The wikipedia Article makes it sound as if not only the counting itself is disputed - the 49th or the 50th year? - but also whether it actually did ever happen or was maybe added after the time.
The article on the Sabbatyears notes that they are obeyed by modern Israel (and contrary to the humorus story by Ephraim Kishon I read years ago), but that the Jubilee was not observed. The reason given
sounds like a thin pretext to weasel out of it to me.
So, if modern Israel is observing Shmita, shouldn’t they also observe Yovel? Shouldn’t they find a way to decide - as they probably had to do with a bunch of other things from tradition when they were setting up a real working country again after the diaspora - on the counting?

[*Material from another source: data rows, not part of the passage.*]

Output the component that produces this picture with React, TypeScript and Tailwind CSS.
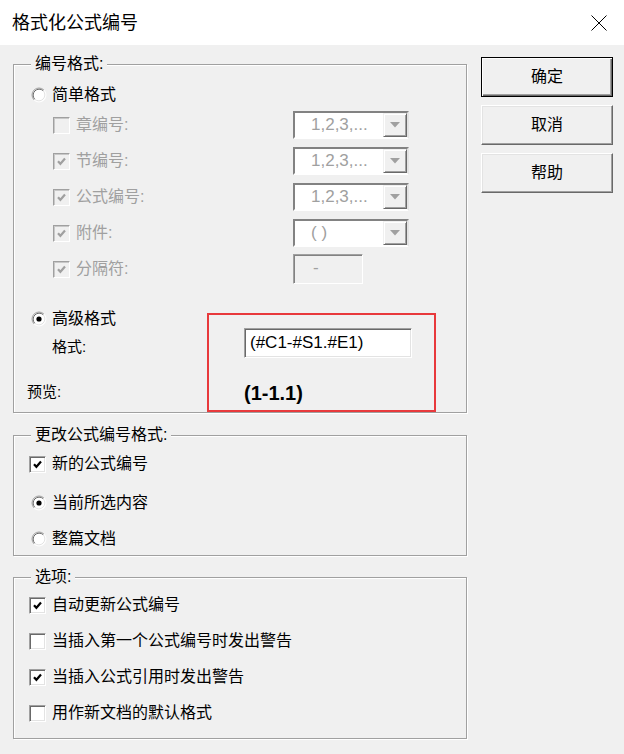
import React from 'react';

const FONT = "font-['Liberation_Sans','Noto_Sans_CJK_SC',sans-serif]";

const CheckBox: React.FC<{ checked?: boolean; disabled?: boolean }> = ({ checked, disabled }) => (
  <span
    className={`flex items-center justify-center w-[17px] h-[17px] shrink-0 border border-t-[#a0a0a0] border-l-[#a0a0a0] border-r-white border-b-white ${
      disabled
        ? 'bg-[#f0f0f0] shadow-[inset_1px_1px_0_#c8c8c8]'
        : 'bg-white shadow-[inset_1px_1px_0_#696969,inset_-1px_-1px_0_#e3e3e3]'
    }`}
  >
    {checked && (
      <svg width="11" height="11" viewBox="0 0 11 11">
        <path d="M2 5.2 L4.4 7.8 L9 2.6" stroke={disabled ? '#a0a0a0' : '#000'} strokeWidth="2.2" fill="none" />
      </svg>
    )}
  </span>
);

const Radio: React.FC<{ checked?: boolean }> = ({ checked }) => (
  <svg width="16" height="16" viewBox="0 0 16 16" className="shrink-0">
    <circle cx="8" cy="8" r="7" fill="#fff" />
    <path d="M3.05 12.95 A7 7 0 0 1 12.95 3.05" stroke="#a0a0a0" fill="none" />
    <path d="M12.95 3.05 A7 7 0 0 1 3.05 12.95" stroke="#fff" fill="none" />
    <path d="M3.76 12.24 A6 6 0 0 1 12.24 3.76" stroke="#696969" fill="none" />
    <path d="M12.24 3.76 A6 6 0 0 1 3.76 12.24" stroke="#e3e3e3" fill="none" />
    {checked && <circle cx="8" cy="8" r="2.6" fill="#000" />}
  </svg>
);

const Combo: React.FC<{ value: string }> = ({ value }) => (
  <div className="flex w-[116px] h-[28px] border-2 border-t-[#828282] border-l-[#828282] border-r-[#e3e3e3] border-b-white bg-white">
    <span className="flex-1 pl-[16px] text-[17px] leading-[24px] text-[#a0a0a0]">{value}</span>
    <span className="flex items-center justify-center w-[24px] h-full bg-[#f0f0f0] border border-t-[#f0f0f0] border-l-[#f0f0f0] border-r-[#696969] border-b-[#696969] shadow-[inset_1px_1px_0_white,inset_-1px_-1px_0_#a0a0a0]">
      <svg width="10" height="6" viewBox="0 0 10 6">
        <path d="M0 0 H10 L5 5.5 Z" fill="#a0a0a0" />
      </svg>
    </span>
  </div>
);

const Group: React.FC<{ label: string; labelLeft: string; className: string; children: React.ReactNode }> = ({
  label,
  labelLeft,
  className,
  children,
}) => (
  <div className={`relative border border-[#a0a0a0] shadow-[inset_1px_1px_0_white,1px_1px_0_white] ${className}`}>
    <span className={`absolute -top-[11px] ${labelLeft} px-[4px] h-[20px] leading-[20px] bg-[#f0f0f0] text-[16px] text-black`}>
      {label}
    </span>
    {children}
  </div>
);

const simpleRows = [
  { label: '章编号:', checked: false, value: '1,2,3,...' },
  { label: '节编号:', checked: true, value: '1,2,3,...' },
  { label: '公式编号:', checked: true, value: '1,2,3,...' },
  { label: '附件:', checked: true, value: '( )' },
];

const options = [
  { label: '自动更新公式编号', checked: true },
  { label: '当插入第一个公式编号时发出警告', checked: false },
  { label: '当插入公式引用时发出警告', checked: true },
  { label: '用作新文档的默认格式', checked: false },
];

const App: React.FC = () => {
  return (
    <div className={`w-[624px] h-[754px] flex flex-col bg-[#f0f0f0] text-black ${FONT}`}>
      <header className="flex items-center justify-between h-[45px] bg-white pl-[12px] pr-[17px]">
        <h1 className="text-[18px] leading-[24px]">格式化公式编号</h1>
        <svg width="16" height="16" viewBox="0 0 16 16">
          <path d="M0.5 0.5 L15.5 15.5 M15.5 0.5 L0.5 15.5" stroke="#000" strokeWidth="1" />
        </svg>
      </header>

      <div className="flex">
        <div className="ml-[13px] w-[454px] flex flex-col">
          <Group label="编号格式:" labelLeft="left-[17px]" className="mt-[19px] h-[349px]">
            <div className="flex items-center h-[24px] mt-[18px] pl-[17px] gap-[5px] text-[16px]">
              <Radio />
              <span>简单格式</span>
            </div>
            {simpleRows.map((r) => (
              <div key={r.label} className="flex items-center h-[36px] pl-[39px]">
                <div className="flex items-center w-[240px] gap-[6px]">
                  <CheckBox checked={r.checked} disabled />
                  <span className="text-[16px] text-[#a0a0a0]">{r.label}</span>
                </div>
                <Combo value={r.value} />
              </div>
            ))}
            <div className="flex items-center h-[36px] pl-[39px]">
              <div className="flex items-center w-[240px] gap-[6px]">
                <CheckBox checked disabled />
                <span className="text-[16px] text-[#a0a0a0]">分隔符:</span>
              </div>
              <div className="w-[70px] h-[30px] border border-t-[#a0a0a0] border-l-[#a0a0a0] border-r-white border-b-white shadow-[inset_1px_1px_0_#828282] pl-[19px] text-[17px] leading-[26px] text-[#a0a0a0]">
                -
              </div>
            </div>

            <div className="flex items-center h-[24px] mt-[20px] pl-[17px] gap-[5px] text-[16px]">
              <Radio checked />
              <span>高级格式</span>
            </div>
            <div className="flex items-start h-[30px] -mt-[3px]">
              <span className="w-[230px] pl-[38px] pt-[8px] text-[15px] leading-[22px]">格式:</span>
              <div className="w-[168px] h-[30px] bg-white border border-t-[#a0a0a0] border-l-[#a0a0a0] border-r-white border-b-white shadow-[inset_1px_1px_0_#696969,inset_-1px_-1px_0_#e3e3e3] pl-[5px] text-[17px] leading-[27px]">
                (#C1-#S1.#E1)
              </div>
            </div>
            <div className="flex items-center h-[28px] mt-[20px]">
              <span className="w-[230px] pl-[13px] text-[15px]">预览:</span>
              <span className="text-[20px] font-bold leading-[28px] pt-[2px]">(1-1.1)</span>
            </div>

            <div className="absolute left-[193px] top-[248px] w-[229px] h-[99px] border-2 border-[#e8393c]" />
          </Group>

          <Group label="更改公式编号格式:" labelLeft="left-[17px]" className="mt-[22px] h-[121px]">
            <div className="flex items-center h-[24px] mt-[16px] pl-[15px] gap-[6px] text-[16px]">
              <CheckBox checked />
              <span>新的公式编号</span>
            </div>
            <div className="flex items-center h-[24px] mt-[15px] pl-[17px] gap-[5px] text-[16px]">
              <Radio checked />
              <span>当前所选内容</span>
            </div>
            <div className="flex items-center h-[24px] mt-[12px] pl-[17px] gap-[5px] text-[16px]">
              <Radio />
              <span>整篇文档</span>
            </div>
          </Group>

          <Group label="选项:" labelLeft="left-[17px]" className="mt-[21px] h-[162px] pt-[9px]">
            {options.map((o) => (
              <div key={o.label} className="flex items-center h-[36px] pl-[15px] gap-[6px] text-[16px]">
                <CheckBox checked={o.checked} />
                <span>{o.label}</span>
              </div>
            ))}
          </Group>
        </div>

        <div className="ml-[14px] mt-[12px] flex flex-col gap-[8px] w-[132px]">
          <button className="h-[40px] bg-[#f0f0f0] border border-black shadow-[inset_1px_1px_0_white,inset_-1px_-1px_0_#696969,inset_-2px_-2px_0_#a0a0a0] text-[16px]">
            确定
          </button>
          <button className="h-[40px] bg-[#f0f0f0] border border-t-white border-l-white border-r-[#696969] border-b-[#696969] shadow-[inset_-1px_-1px_0_#a0a0a0,inset_1px_1px_0_#e3e3e3] text-[16px]">
            取消
          </button>
          <button className="h-[40px] bg-[#f0f0f0] border border-t-white border-l-white border-r-[#696969] border-b-[#696969] shadow-[inset_-1px_-1px_0_#a0a0a0,inset_1px_1px_0_#e3e3e3] text-[16px]">
            帮助
          </button>
        </div>
      </div>
    </div>
  );
};

export default App;
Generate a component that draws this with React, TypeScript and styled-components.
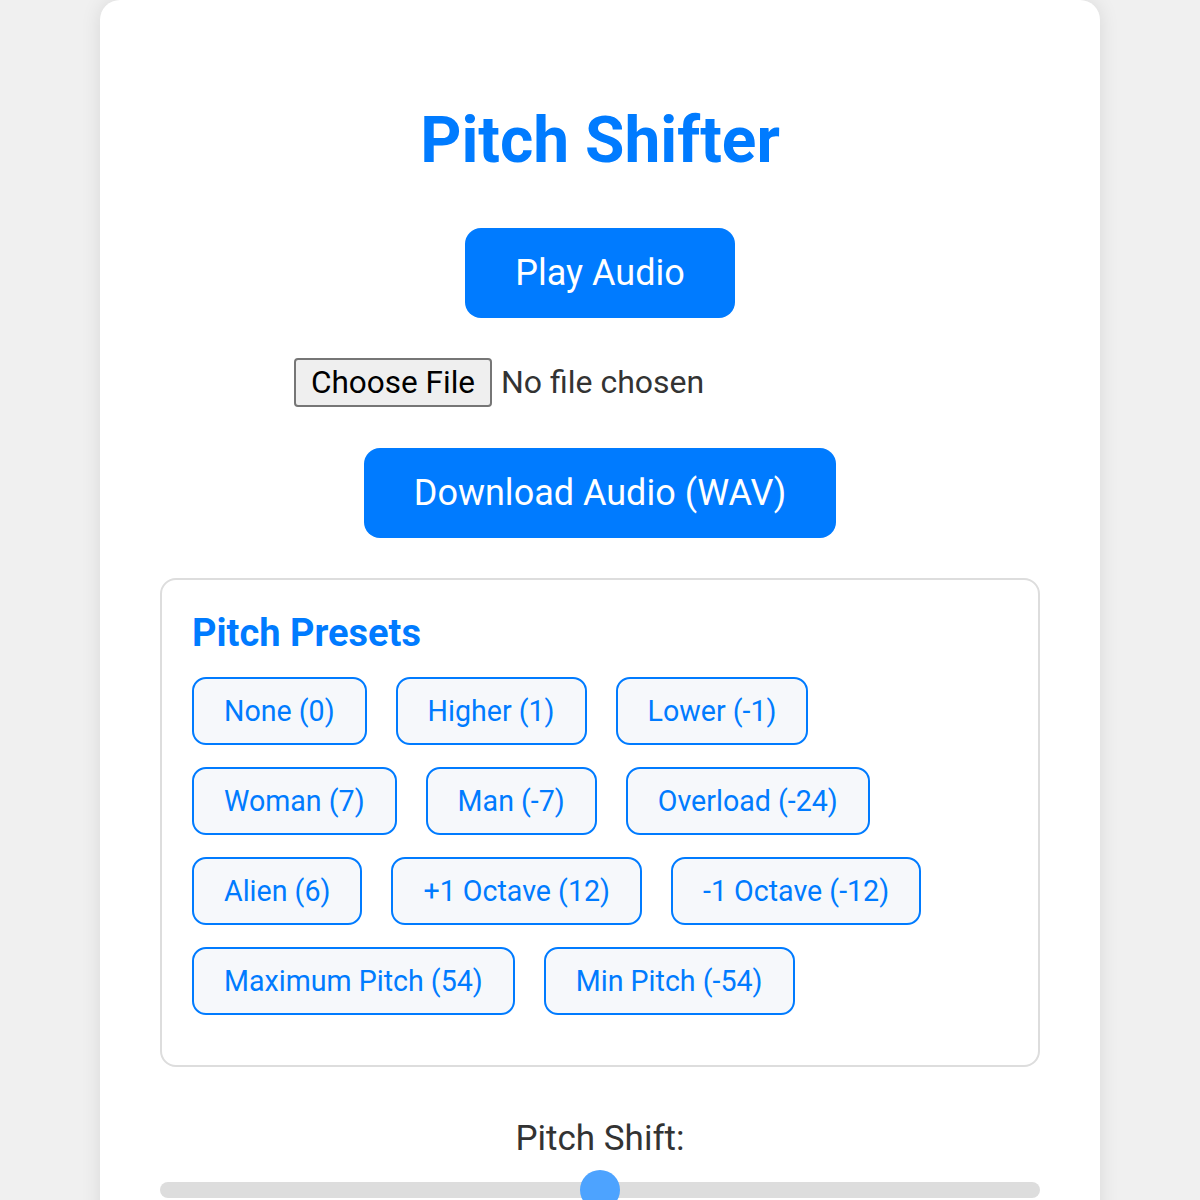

Is the real reason for the non-observance that cancelling all debts would be impossible to do in a modern state that trades with other non-jewish nations? Though apparently they are provisions in the codes for that, with the debt getting smaller the closer Jubilee approaches. Was it the whole palestinian problem, of giving land back to them, that prevented it?
I think it sounds like a wonderful idea; I can guess that people initially would balk at it being impossible to overturn a big part of the foundation of modern society with property rights; but shouldn’t it be tried out nevertheless?
After all, the Israelis managed to make Kibbuzim work, after the examples with forced communes in the Soviet Union were failures, and showed everybody that idealism and belief in the human nature isn’t only money-grubbing aren’t wishful thinking only.
What do the experts on Hebrew Bible, on Jewish law say and think? Could it work today? Should it? Why not? Will it come a bit later, once the problems have been solved?